Biasanya orang memilih bersekolah di negeri lain karena ingin mendapatkan pendidikan yang lebih baik dengan fasilitas menunjang dan mendapatkan pengalaman hidup berwarna. Biarpun pendidikan di dalam negeri tidak kalah pamornya, orang tetap berlomba-lomba bersekolah di luar negeri. Kampus-kampus di negara maju memiliki perpustakaan dan dukungan teknologi informasi yang lebih canggih. Kecepatan memperoleh informasi dari ribuan basis data memang sungguh menggiurkan, apalagi bagi para periset. Umumnya tiap universitas menjadi semacam one-stop-shopping place, tempat mahasiswa belajar, berlatih, meriset, bergaul, belajar bekerjasama dengan pihak industri, hingga mendapatkan pekerjaan melalui pameran karir di kampus. 

Universitas di luar negeri juga menawarkan kelas tambahan bagi yang membutuhkan keahlian bahasa Inggris dalam membaca dan menulis, kelas keahlian riset bagi mahasiswa paska sarjana maupun seminar-seminar dari pakar industri. Belum lagi suasana kampus yang sangat kental aroma akademiknya. Para staf pengajar selalu berada di kampus dan bisa ditemui kapan saja. Perpustakaan di kampus umumnya seperti toko buku besar dengan berbagai koleksi jurnal, buku dan majalah terbaru. Mahasiswa bisa belajar dengan santai di perpustakaan yang menyediakan ruang belajar dan cluster komputer hingga pukul 9 malam.

Tiap mahasiswa postgraduate mendapatkan workstation lengkap komputer baru, internet, printer dan mesin fotokopi yang seratus persen menunjang riset tersedia di sana. Kampus dilengkapi dukungan teknis dari berbagai staf IT, perpustakaan dan security demi kelancaran studi dan riset. Berbagai fasilitas juga ditawarkan untuk para periset seperti dana penelitian sudah termasuk dalam biaya kuliah, dana konferensi, sampai dana kursus keahlian tertentu. Jika beruntung, kadang ada riset kolaborasi yang bisa dikerjakan dengan pihak industri, universitas atau pusat riset di negara lain. Semua itu menjadi semacam kemewahan dalam riset yang sangat berpengaruh pada kualitas penelitian dan sikap kita sebagai seorang peneliti.

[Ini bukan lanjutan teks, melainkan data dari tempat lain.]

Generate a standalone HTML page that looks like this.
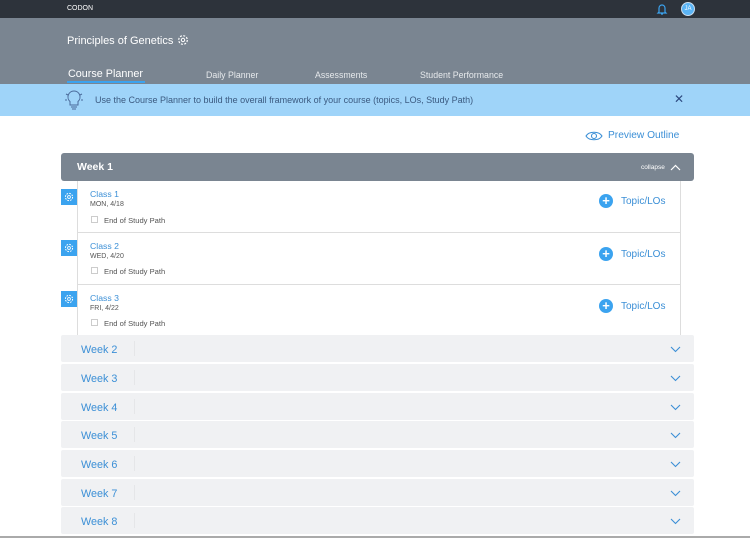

Pengalaman hidup yang ingin dirasakan para mahasiswa luar negeri bisa beragam bentuknya. Bisa berupa kesempatan mengalami secara langsung gaya hidup yang sangat berbeda di negara sendiri. Turut terlibat kegiatan yang diadakan masyarakat setempat sampai merasakan sendiri peraturan-peraturan dasar dalam kehidupan mereka. Belum lagi cuaca empat musim yang dapat mempengaruhi kinerja dan gaya hidup di sebuah negara. Seringkali mahasiswa kita menjadi lebih kreatif dalam memasak, seperti di saat perut meminta masakan asli Indonesia tetapi dengan bumbu terbatas. 

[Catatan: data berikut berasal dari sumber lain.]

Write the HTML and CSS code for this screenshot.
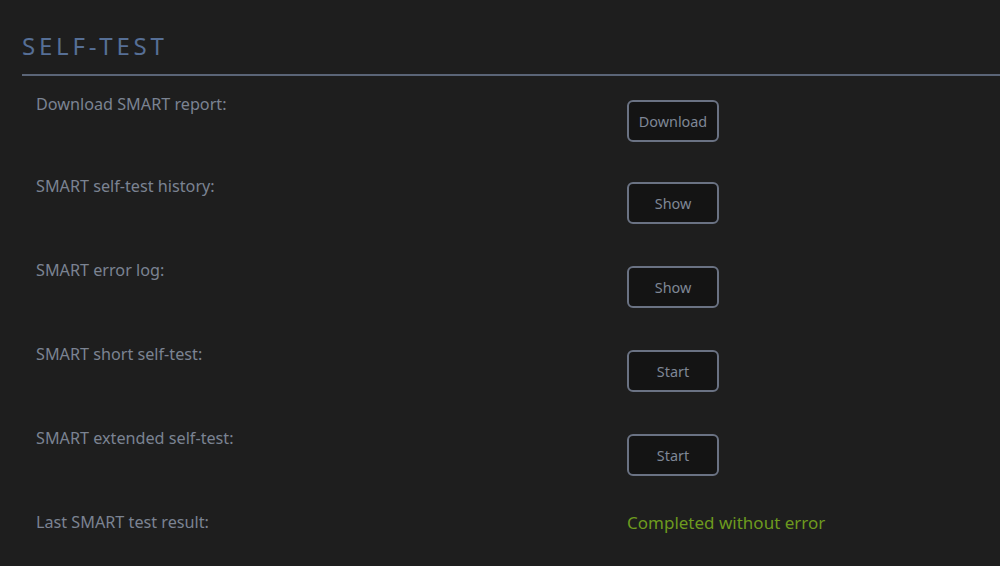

Kita belajar menikmati kehidupan teratur seperti orang Barat yang cenderung sangat menikmati hidup. Mereka, khususnya di Australia, seperti memiliki waktu untuk bekerja dan bersantai, dua hal yang boleh dibilang sudah tidak seimbang lagi dalam kehidupan manusia modern. Bonus lain dari sekolah di luar negeri yaitu dapat mengunjungi tempat-tempat wisata menarik tanpa harus mengeluarkan biaya mahal karena sudah berada dekat dengan tempat tersebut. Kunjungan ke tempat-tempat menarik tersebut pastilah menjadi pengalaman indah bagi tiap orang yang dibungkus dalam kesibukan dan kepadatan waktu belajar saat di luar negeri. Kukira, dua hal tersebut juga menjadi motivasiku belajar di luar negeri.

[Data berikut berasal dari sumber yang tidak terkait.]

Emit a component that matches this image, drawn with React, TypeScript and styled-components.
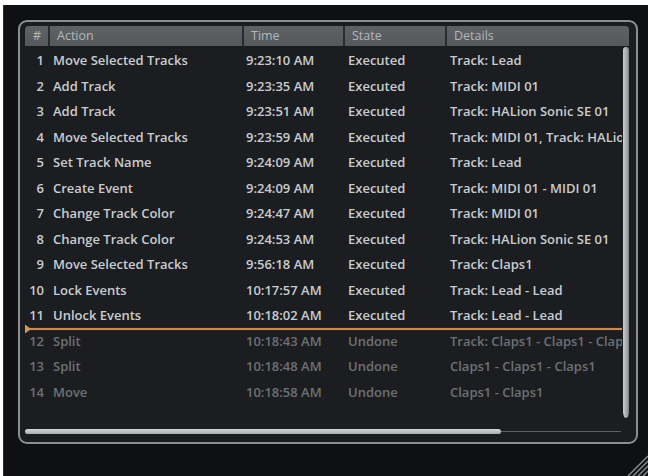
import React from 'react';
import styled, { createGlobalStyle } from 'styled-components';

const GlobalStyle = createGlobalStyle`
  html, body {
    margin: 0;
    padding: 0;
    background: #ffffff;
  }
  body {
    font-family: "Open Sans", "Noto Sans", "Liberation Sans", sans-serif;
  }
`;

const Screen = styled.div`
  position: relative;
  box-sizing: border-box;
  margin: 5px 0 0 3px;
  height: 471px;
  padding: 15px 0 0 14px;
  background: #0e1013;
  border-left: 1px solid #2c2e31;
`;

const Panel = styled.div`
  box-sizing: border-box;
  width: 620px;
  height: 424px;
  padding: 4px 7px 8px 5px;
  display: flex;
  flex-direction: column;
  background: #1b1d20;
  border: 2px solid #8b8e91;
  border-radius: 9px;
`;

const HeaderRow = styled.div`
  display: grid;
  grid-template-columns: 23px 194px 101px 102px 1fr;
  height: 20px;
  flex-shrink: 0;
  background: #2a2c2f;
  border-radius: 4px 4px 0 0;
  overflow: hidden;
`;

const HeaderCell = styled.div<{ $first?: boolean }>`
  box-sizing: border-box;
  padding-left: ${p => (p.$first ? '8px' : '7px')};
  margin-left: ${p => (p.$first ? '0' : '2px')};
  background: linear-gradient(#5f6265, #56595c);
  color: #b4b7ba;
  font-size: 12.5px;
  line-height: 20px;
  white-space: nowrap;
  overflow: hidden;
`;

const Body = styled.div`
  flex: 1;
  display: flex;
  margin-top: 1px;
  min-height: 0;
`;

const List = styled.div`
  flex: 1;
  overflow: hidden;
`;

const Row = styled.div<{ $undone?: boolean }>`
  display: grid;
  grid-template-columns: 23px 193px 102px 102px 1fr;
  height: 25.5px;
  line-height: 26.5px;
  font-size: 13px;
  font-weight: 600;
  color: ${p => (p.$undone ? '#6d7175' : '#c9ccd0')};
`;

const Cell = styled.div`
  padding-left: 5px;
  white-space: nowrap;
  overflow: hidden;
`;

const NumCell = styled.div`
  padding-right: 4px;
  text-align: right;
  white-space: nowrap;
`;

// undo position: everything below this line has been undone
const UndoMarker = styled.div`
  position: relative;
  height: 0;

  &::before {
    content: '';
    position: absolute;
    left: -2px;
    right: 0;
    top: 0;
    height: 2px;
    background: #c98b4f;
    box-shadow: 0 0 2px rgba(120, 50, 30, 0.9);
  }

  &::after {
    content: '';
    position: absolute;
    left: -2px;
    top: -5px;
    border-left: 8px solid #d49a5c;
    border-top: 6px solid transparent;
    border-bottom: 6px solid transparent;
  }
`;

const VScroll = styled.div`
  width: 6px;
  margin-left: 1px;
  display: flex;
  flex-direction: column;
`;

const VThumb = styled.div`
  height: 98%;
  border-radius: 3px 3px 3px 3px / 3px 3px 6px 6px;
  background: linear-gradient(90deg, #c9ccce, #a6a9ac 60%, #7d8083);
`;

const HScroll = styled.div`
  position: relative;
  margin-top: 3px;
  height: 5px;
  width: 596px;
  display: flex;
  align-items: center;

  &::before {
    content: '';
    position: absolute;
    left: 0;
    right: 0;
    top: 2px;
    height: 1px;
    background: #5d6064;
  }
`;

const HThumb = styled.div`
  position: relative;
  width: 476px;
  height: 5px;
  border-radius: 3px;
  background: linear-gradient(#d3d6d8, #a9acaf);
`;

const Grip = styled.svg`
  position: absolute;
  right: 0;
  bottom: 0;
`;

type Entry = {
  n: number;
  action: string;
  time: string;
  state: string;
  details: string;
};

const entries: Entry[] = [
  { n: 1, action: 'Move Selected Tracks', time: '9:23:10 AM', state: 'Executed', details: 'Track: Lead' },
  { n: 2, action: 'Add Track', time: '9:23:35 AM', state: 'Executed', details: 'Track: MIDI 01' },
  { n: 3, action: 'Add Track', time: '9:23:51 AM', state: 'Executed', details: 'Track: HALion Sonic SE 01' },
  { n: 4, action: 'Move Selected Tracks', time: '9:23:59 AM', state: 'Executed', details: 'Track: MIDI 01, Track: HALion Sonic SE 01' },
  { n: 5, action: 'Set Track Name', time: '9:24:09 AM', state: 'Executed', details: 'Track: Lead' },
  { n: 6, action: 'Create Event', time: '9:24:09 AM', state: 'Executed', details: 'Track: MIDI 01 - MIDI 01' },
  { n: 7, action: 'Change Track Color', time: '9:24:47 AM', state: 'Executed', details: 'Track: MIDI 01' },
  { n: 8, action: 'Change Track Color', time: '9:24:53 AM', state: 'Executed', details: 'Track: HALion Sonic SE 01' },
  { n: 9, action: 'Move Selected Tracks', time: '9:56:18 AM', state: 'Executed', details: 'Track: Claps1' },
  { n: 10, action: 'Lock Events', time: '10:17:57 AM', state: 'Executed', details: 'Track: Lead - Lead' },
  { n: 11, action: 'Unlock Events', time: '10:18:02 AM', state: 'Executed', details: 'Track: Lead - Lead' },
  { n: 12, action: 'Split', time: '10:18:43 AM', state: 'Undone', details: 'Track: Claps1 - Claps1 - Claps1' },
  { n: 13, action: 'Split', time: '10:18:48 AM', state: 'Undone', details: 'Claps1 - Claps1 - Claps1' },
  { n: 14, action: 'Move', time: '10:18:58 AM', state: 'Undone', details: 'Claps1 - Claps1' },
];

const App = () => {
  const lastDone = entries.filter(e => e.state === 'Executed').length;

  return (
    <>
      <GlobalStyle />
      <Screen>
        <Panel>
          <HeaderRow>
            <HeaderCell $first>#</HeaderCell>
            <HeaderCell>Action</HeaderCell>
            <HeaderCell>Time</HeaderCell>
            <HeaderCell>State</HeaderCell>
            <HeaderCell>Details</HeaderCell>
          </HeaderRow>
          <Body>
            <List>
              {entries.map(e => (
                <React.Fragment key={e.n}>
                  <Row $undone={e.state === 'Undone'}>
                    <NumCell>{e.n}</NumCell>
                    <Cell>{e.action}</Cell>
                    <Cell>{e.time}</Cell>
                    <Cell>{e.state}</Cell>
                    <Cell>{e.details}</Cell>
                  </Row>
                  {e.n === lastDone && <UndoMarker />}
                </React.Fragment>
              ))}
            </List>
            <VScroll>
              <VThumb />
            </VScroll>
          </Body>
          <HScroll>
            <HThumb />
          </HScroll>
        </Panel>
        <Grip width="22" height="22" viewBox="0 0 22 22">
          <g stroke="#8a8d90" strokeWidth="1.5">
            <line x1="2" y1="22" x2="22" y2="2" />
            <line x1="7" y1="22" x2="22" y2="7" />
            <line x1="12" y1="22" x2="22" y2="12" />
            <line x1="17" y1="22" x2="22" y2="17" />
          </g>
        </Grip>
      </Screen>
    </>
  );
};

export default App;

Bertekad untuk mencoba mendapatkan beasiswa sendiri
Tiap keinginan yang besar pastilah memerlukan pengorbanan besar pula. Lalu, pertanyaan besarnya, siapa yang akan mengeluarkan uang milyaran rupiah untuk membiayai cita-citaku itu? Kemudian, jenis sekolah apa pula yang harus aku pilih di lautan universitas dunia ini? Dulu ada program TPSDP, sejenis hibah yang diperoleh secara kompetisi oleh jurusan dengan sebagian komponen biaya dapat digunakan untuk studi lanjut S2/S3 di luar negeri. Tetapi alangkah lamanya proses itu dan tahap yang dilaluipun sangat memakan tenaga. Disamping itu pemilihan sekolah yang cocokpun harus didasarkan pada riset bermanfaat dan dapat diaplikasikan untuk peningkatan bidang ilmu di kampus Teknik Sipil Universitas Riau. Semua kriteria dasar itu cukup menggelitik pikiran dan hatiku untuk mencari jalan keluarnya. Tiada jalan lain, kecuali mengikuti kompetisi beasiswa yang ditawarkan oleh suatu badan atau universitas di luar negeri.